Le constructeur a, on l’espère, compris que son ADN est aussi lié à la compétition, et que les légendes écrites au détour de virages en Corse, de lignes droites en Sarthe ou dans les rues de Monaco, font bien plus d’effet pour stimuler les ventes que de simples artifices marketing.
Jaune, noire et blanche, évoquant les plus grandes heures de Renault en compétition, la Renault 5 Turbo 3E est peut-être celle par laquelle Renault Sport va renaître.
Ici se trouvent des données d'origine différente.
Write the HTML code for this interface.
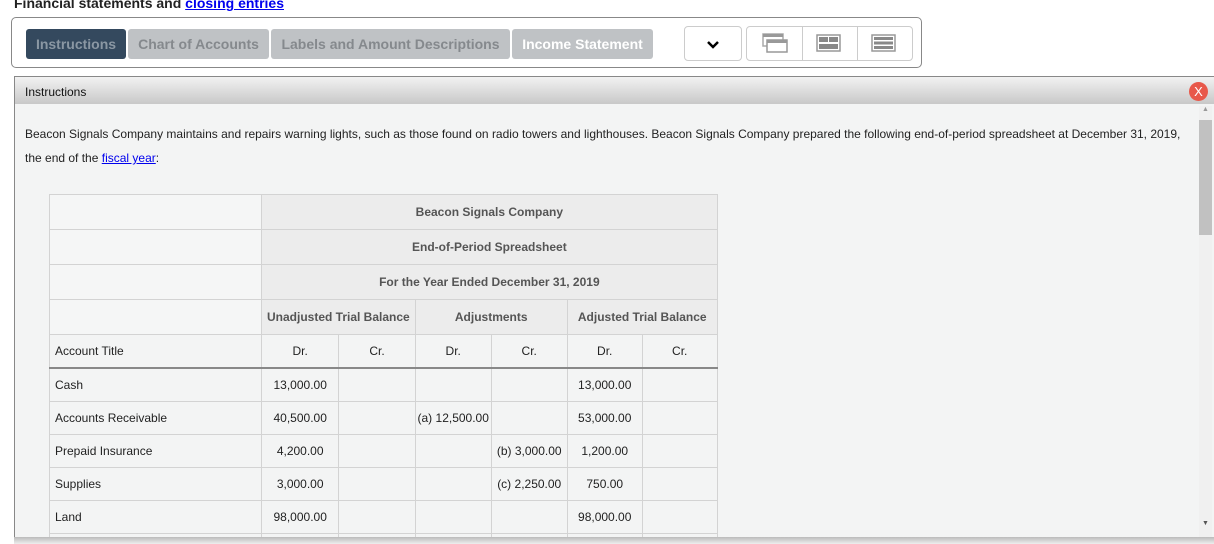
<!DOCTYPE html><html style="overflow:hidden;height:544px"><head><style>
body{margin:0;width:1214px;height:544px;overflow:hidden;background:#fff;font-family:"Liberation Sans",Arial,sans-serif;position:relative}
.a{position:absolute}
.tab{position:absolute;top:29px;height:30px;line-height:30px;border-radius:3px;background:#bfc2c5;color:#85898d;font-weight:bold;font-size:14px;text-align:center}
table{border-collapse:collapse;position:absolute;left:49px;top:194px;font-size:12px;color:#222;table-layout:fixed}
td{border:1px solid #d3d3d3;padding:0 5px;white-space:nowrap}
tr.h td{height:34px;background:#ececec;text-align:center;font-weight:bold;color:#555}
tr.h td:first-child{background:#f5f6f6}
tr.c td{height:32px;text-align:center;background:#f3f4f4}
tr.c td:first-child{text-align:left}
tr.c{border-bottom:2px solid #888}
tr.d td{height:32px;text-align:center;background:#f3f4f4}
tr.d td:first-child{text-align:left}
</style></head><body>
<div class="a" style="left:14px;top:-5px;font-size:14px;font-weight:bold;color:#222">Financial statements and <span style="color:#00e;text-decoration:underline">closing entries</span></div>
<div class="a" style="left:11px;top:17px;width:909px;height:49px;border:1px solid #888;border-radius:5px"></div>
<div class="tab" style="left:26px;width:100px;background:#34495e;color:#8a97a3">Instructions</div>
<div class="tab" style="left:128px;width:141px">Chart of Accounts</div>
<div class="tab" style="left:271px;width:239px">Labels and Amount Descriptions</div>
<div class="tab" style="left:512px;width:141px;color:#fff">Income Statement</div>
<div class="a" style="left:684px;top:26px;width:56px;height:33px;border:1px solid #ccc;border-radius:4px;text-align:center">
<svg width="14" height="10" style="margin-top:13px"><path d="M2 2 L7 7 L12 2" stroke="#000" stroke-width="2.5" fill="none"/></svg></div>
<div class="a" style="left:746px;top:26px;width:165px;height:33px;border:1px solid #ccc;border-radius:4px"></div>
<div class="a" style="left:802px;top:26px;width:1px;height:35px;background:#ccc"></div>
<div class="a" style="left:857px;top:26px;width:1px;height:35px;background:#ccc"></div>
<svg class="a" style="left:762px;top:33px" width="26" height="20"><rect x="1" y="1" width="20" height="12" fill="#fff" stroke="#aaa" stroke-width="1.5"/><rect x="1" y="1" width="20" height="3" fill="#999"/><rect x="5" y="7" width="20" height="12" fill="#fff" stroke="#999" stroke-width="1.5"/><rect x="5" y="7" width="20" height="3" fill="#999"/></svg>
<svg class="a" style="left:816px;top:34px" width="26" height="18"><rect x="1" y="1" width="23" height="16" fill="#fff" stroke="#999" stroke-width="1.5"/><rect x="3" y="3" width="9" height="5" fill="#888"/><rect x="13" y="3" width="9" height="5" fill="#888"/><rect x="3" y="10" width="19" height="5" fill="#888"/></svg>
<svg class="a" style="left:871px;top:34px" width="26" height="18"><rect x="1" y="1" width="23" height="16" fill="#fff" stroke="#999" stroke-width="1.5"/><rect x="3" y="3" width="19" height="3" fill="#888"/><rect x="3" y="7.5" width="19" height="3" fill="#888"/><rect x="3" y="12" width="19" height="3" fill="#888"/></svg>
<div class="a" style="left:14px;top:76px;width:1200px;height:462px;background:#f3f4f4;border-top:1px solid #888;border-left:1px solid #888;overflow:hidden">
<table style="left:34px;top:117px">
<colgroup><col style="width:212px"><col style="width:77px"><col style="width:76px"><col style="width:76px"><col style="width:76px"><col style="width:75px"><col style="width:75px"></colgroup>
<tr class="h"><td></td><td colspan="6">Beacon Signals Company</td></tr>
<tr class="h"><td></td><td colspan="6">End-of-Period Spreadsheet</td></tr>
<tr class="h"><td></td><td colspan="6">For the Year Ended December 31, 2019</td></tr>
<tr class="h"><td></td><td colspan="2">Unadjusted Trial Balance</td><td colspan="2">Adjustments</td><td colspan="2">Adjusted Trial Balance</td></tr>
<tr class="c"><td>Account Title</td><td>Dr.</td><td>Cr.</td><td>Dr.</td><td>Cr.</td><td>Dr.</td><td>Cr.</td></tr>
<tr class="d"><td>Cash</td><td>13,000.00</td><td></td><td></td><td></td><td>13,000.00</td><td></td></tr>
<tr class="d"><td>Accounts Receivable</td><td>40,500.00</td><td></td><td style="padding:0 1px">(a) 12,500.00</td><td></td><td>53,000.00</td><td></td></tr>
<tr class="d"><td>Prepaid Insurance</td><td>4,200.00</td><td></td><td></td><td style="padding:0 2px">(b) 3,000.00</td><td>1,200.00</td><td></td></tr>
<tr class="d"><td>Supplies</td><td>3,000.00</td><td></td><td></td><td style="padding:0 2px">(c) 2,250.00</td><td>750.00</td><td></td></tr>
<tr class="d"><td>Land</td><td>98,000.00</td><td></td><td></td><td></td><td>98,000.00</td><td></td></tr>
<tr class="d"><td></td><td></td><td></td><td></td><td></td><td></td><td></td></tr>
</table>
</div>
<div class="a" style="left:15px;top:77px;width:1199px;height:27px;background:linear-gradient(#f2f2f2,#c8c8c8)"></div>
<div class="a" style="left:25px;top:85px;font-size:12px;color:#111">Instructions</div>
<div class="a" style="left:1189px;top:82px;width:19px;height:19px;border-radius:50%;background:#e8584a;color:#fff;font-size:13px;text-align:center;line-height:19px">X</div>
<div class="a" style="left:1199px;top:106px;width:13px;height:432px;background:#f0f0f0"></div>
<div class="a" style="left:1199px;top:120px;width:13px;height:115px;background:#c1c1c1"></div>
<div class="a" style="left:1202px;top:106px;font-size:7px;color:#999">▲</div>
<div class="a" style="left:1202px;top:520px;font-size:7px;color:#555">▼</div>
<div class="a" style="left:25px;top:122px;width:1165px;font-size:12px;line-height:24px;color:#222">Beacon Signals Company maintains and repairs warning lights, such as those found on radio towers and lighthouses. Beacon Signals Company prepared the following end-of-period spreadsheet at December 31, 2019, the end of the <span style="color:#00e;text-decoration:underline">fiscal year</span>:</div>
<div class="a" style="left:14px;top:537px;width:1200px;height:7px;background:linear-gradient(#bbb,#eee)"></div>
</body></html>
Le constructeur a, on l’espère, compris que son ADN est aussi lié à la compétition, et que les légendes écrites au détour de virages en Corse, de lignes droites en Sarthe ou dans les rues de Monaco, font bien plus d’effet pour stimuler les ventes que de simples artifices marketing.
Dans le dernier épisode de la série documentaire « Anatomie d’un come-back », diffusée depuis le 13 décembre sur Prime Video, et dans laquelle la sortie de la Renault 5 Turbo 3E est confirmée, Luca de Meo, directeur général de Renault, semble confirmer cette prise de conscience : « On n’est pas seulement en train de nourrir l’histoire de Renault, mais aussi le mythe. On fait une pièce maîtresse. C’est un peu la sublimation de l’idée qu’on a de la Renaulution. On fait rêver les gens. C’est notre philosophie. C’est une partie du futur, qui montre bien qu’on veut créer de la surprise, de l’émotion. Je pense que ça reste la clé pour le succès dans l’automobile ».